Australian Skeleton, Bobsleigh and Luge athletes have gone underground in Europe this week as they prepare to compete in crucial, final qualification races for the 2014 Olympic Winter Games.
“Snowy night in Igls,” Michelle Steele posted on Twitter yesterday. Steele and her fellow Skeleton team members are in the Austrian resort along with the Bobsleigh athletes.
The men and women’s bobsleigh teams look likely to qualify in the 2-man and 4-man events and it is anticipated Australia will qualify two female skeleton sliders with Steele and Lucy Chaffer among the frontrunners.
For John Farrow however, he will need to dig deep and produce an outstanding performance to improve his chances of qualification.
“I know I can perform at this level and it’s finally great to get some proof and continue the drive to Sochi,” the Sydneysider said after a 12th place at the FIBT World Cup in St Moritz, Switzerland last weekend.
Steele and Chaffer are the first to slide, when the women compete at 2:30pm on Friday 17 January local time, which is in the early hours of Saturday morning in Australia. Farrow slides the following day at 10am, which is 8pm on Saturday night in Australia.
After a major injury in 2011, in which Farrow ruptured his ACL, LCL, hamstring and popliteal tendon, the 31-year-old was fitted with a foot brace to support his condition of foot drop. Farrow no longer competes with the brace to prevent any potential protests.
“I choose not to use it in the racing in case any protesting came about from its use and left me open to disqualification,” Farrow said.
“Plus my goals are to be doing skeleton without it, so not using it helps me achieve my goals. Even if it is a little slower right now it will eventually get faster.”
Not long after Farrow competes, pilot Heath Spence and brakeman Duncan Harvey will slide down the same track, contesting the 2-man bobsleigh World Cup.
“I am now starting to get excited!” Spence said from Igls, where he has only been once before.

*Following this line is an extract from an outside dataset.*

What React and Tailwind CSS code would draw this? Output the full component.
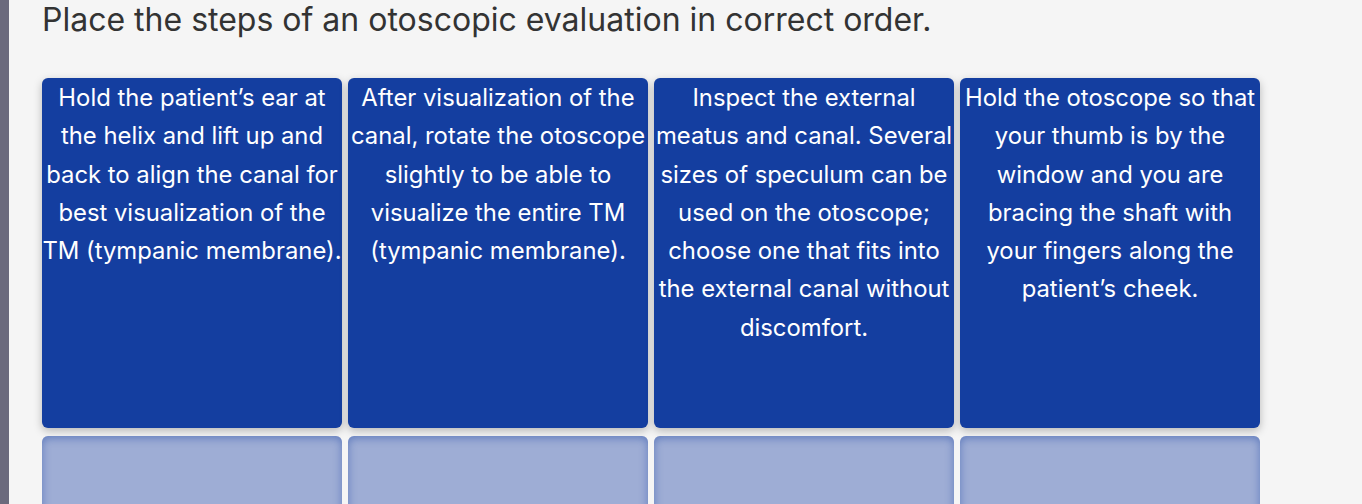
const steps = [
  "Hold the patient’s ear at the helix and lift up and back to align the canal for best visualization of the TM (tympanic membrane).",
  "After visualization of the canal, rotate the otoscope slightly to be able to visualize the entire TM (tympanic membrane).",
  "Inspect the external meatus and canal. Several sizes of speculum can be used on the otoscope; choose one that fits into the external canal without discomfort.",
  "Hold the otoscope so that your thumb is by the window and you are bracing the shaft with your fingers along the patient’s cheek.",
];

export default function App() {
  return (
    <div className="h-[504px] overflow-hidden bg-[#f5f5f5] border-l-[9px] border-[#6b6a7d] pl-[33px] font-['Inter',sans-serif]">
      <h1 className="text-[32px] leading-[40px] text-[#333333]">
        Place the steps of an otoscopic evaluation in correct order.
      </h1>
      <div className="mt-[38px] grid grid-cols-[repeat(4,300px)] gap-x-[6px] gap-y-[8px]">
        {steps.map((text, i) => (
          <div
            key={i}
            className="h-[350px] rounded-[6px] bg-[#143ea0] pt-[1px] text-center text-[23.85px] leading-[38.3px] text-white shadow-[0_3px_8px_rgba(0,0,0,0.25)]"
          >
            {text}
          </div>
        ))}
        {steps.map((_, i) => (
          <div
            key={"slot" + i}
            className="h-[120px] rounded-[6px] bg-[#9eadd5] shadow-[inset_0_2px_8px_rgba(20,62,160,0.45)]"
          />
        ))}
      </div>
    </div>
  );
}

“It's been a lot of hard work to get to this point.”
The following day, Sunday at 14:00 local time, two-time Olympians Astrid Radjenovic and Jana Pittman will contest the women’s 2-man bobsleigh. A few hours later Spence will slide down the track again with Harvey, Gareth Nichols and Lucas Mata in the 4-man event.
Also competing on the weekend is Alex Ferlazzo. The 18-year-old, who has unofficially qualified for the 2014 Games in Luge is in Koniggsee, Germany.
He is competing in the Junior World Cup in what is his second and final event in which he must compete to fulfil the Olympic qualification requirements and finalise his spot on the Team.
Also in Koniggsee is fellow Luge competitor Ashley Cooney. The 18-year-old is still hopeful of the reallocation of Olympic quota places, which will occur from 20 – 24 January 2014, for her chance to compete in Sochi.